Banning return of jihadis to UK ‘could be illegal’

Former Liberal Democrat leader Sir Menzies Campbell has warned David Cameron his plans to prevent British jihadis from returning to the UK could be “illegal”.

Abdul Raqib Iman (left) was raised inAberdeen. Picture: Youtube
Abdul Raqib Iman (left) was raised inAberdeen. Picture: Youtube

Former Liberal Democrat leader Sir Menzies Campbell has warned David Cameron his plans to prevent British jihadis from returning to the UK could be “illegal”.

The Prime Minister was set to make a Commons statement today on measures to tackle the danger from Islamic State (IS) extremists, with his Lib Dem deputy Nick Clegg insisting the changes will need careful consideration and must be based on evidence.

Sign up to our daily newsletter

Mr Cameron has said action is needed to close “gaps in our armoury”, including new legislation to make it easier to take people’s passports away to prevent them from travelling to Iraq and Syria.

The proposals come in response to the raising of the terror threat level in the UK, with experts warning that an attack was “highly likely”.

However Sir Menzies, who is a member of the Commons intelligence and security committee, said: “I think it’s rather difficult and it might well constitute illegality. To render a citizen stateless is regarded as illegal in international law.

“To render them stateless temporarily, which seems to be the purpose of what’s been proposed, can also, I think, be described as illegal.

“At the very least it’s the kind of question which will be tested here in our own courts and perhaps also in the European Court of Human Rights.”

He added: “I’m not party to the discussions between Nick Clegg and the Prime Minister, nor would I expect to be.

“But any legislation, any fresh legislation, would have to be subject to the scrutiny of parliament.
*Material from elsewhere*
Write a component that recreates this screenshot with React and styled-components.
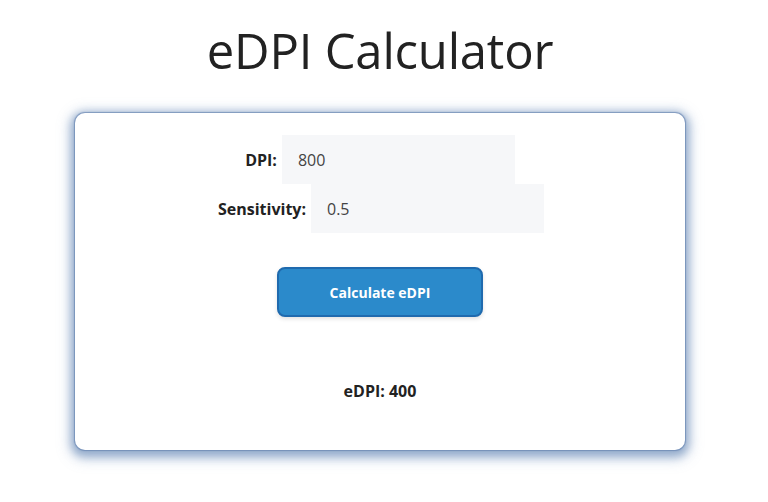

And there will be people on all sides of the House, including some of the Prime Minister’s own back-benchers, who will want to examine in very careful detail any question of extension.”

Among the British jihadis believed to be fighting in Iraq and Syria are Aberdeen-raised Abdul Raqib Amin and Londoner Jihadi John – a suspect in the execution of American photojournalist James Foley.

Another former Lib Dem leader, Lord Ashdown, was also critical of the Prime Minister and said politicians should not act as “cheerleaders” for the demands of the intelligence and security services, describing their reaction as “knee-jerk”.

And he warned that the Prime Minister’s rhetoric about the struggle against Islamist extremism risked alienating moderate Muslims.

He said Tory ministers had used the decision to raise the terror threat level “to tell us how frightened we should be and why this required a range of new powers for them to exercise”.

Lord Ashdown said: “Of course, in these circumstances, the police and the security services will lead the clamour for more powers. They are charged by us to maintain our safety. That’s their job. But it is the job of politicians to act, not as cheerleaders for those demands, but as jealous protectors of our liberties who measure any demand for their reduction against necessity, supported by evidence.”

He said the threat of terrorism had been faced before “effectively, without panic and without a whole new range of executive powers that could endanger our liberties”.

Mr Cameron has said measures were needed to stop people from travelling in the first place, to prevent them from returning if they do go to Syria or Iraq and to “deal decisively” with those already in the UK.

New legislation will make it easier to take people’s passports away, and there have been suggestions the UK government could bow to pressure for terrorism prevention and investigation measures to be beefed up.

Lord Ashdown added: “I have no objection to what Nick Clegg has called specific, proportionate responses to strengthen our hand in tackling this threat.

“But these must be evidence based, careful of our liberties and sensitive to the need to keep moderate Islam on our side.” The peer insisted that international diplomacy was needed.

Defence Secretary Michael Fallon said the country faced “very real threats” and denied the government’s plans to prevent would-be jihadis from travelling to Iraq and Syria and keep out returning Britons considered a risk were a “knee-jerk response”.

He said: “We have had Tube trains blown up, London buses, Glasgow airport attacked, a soldier murdered in broad daylight. These are very real threats we are dealing with. This isn’t any kind of knee-jerk response.

“But when we look at our current instruments, our armoury of things or how we deal with these threats, there are some gaps.

“We’ve had a number of young men going off to fight in Syria, a number of them slipping back home again.

“We need to make sure that, where we can, we plug those existing gaps and the Prime Minister is going to go into more details about that to parliament.”

Several hundred British nationals are estimated to have travelled to Iraq and Syria to join the IS uprising, and other western European countries have also been a source of fighters.

He said. “This is now a threat to western Europe generally. We are all involved in this. We have the Nato summit in Wales later this week and we have to do this collectively, it’s not just for one country on its own.”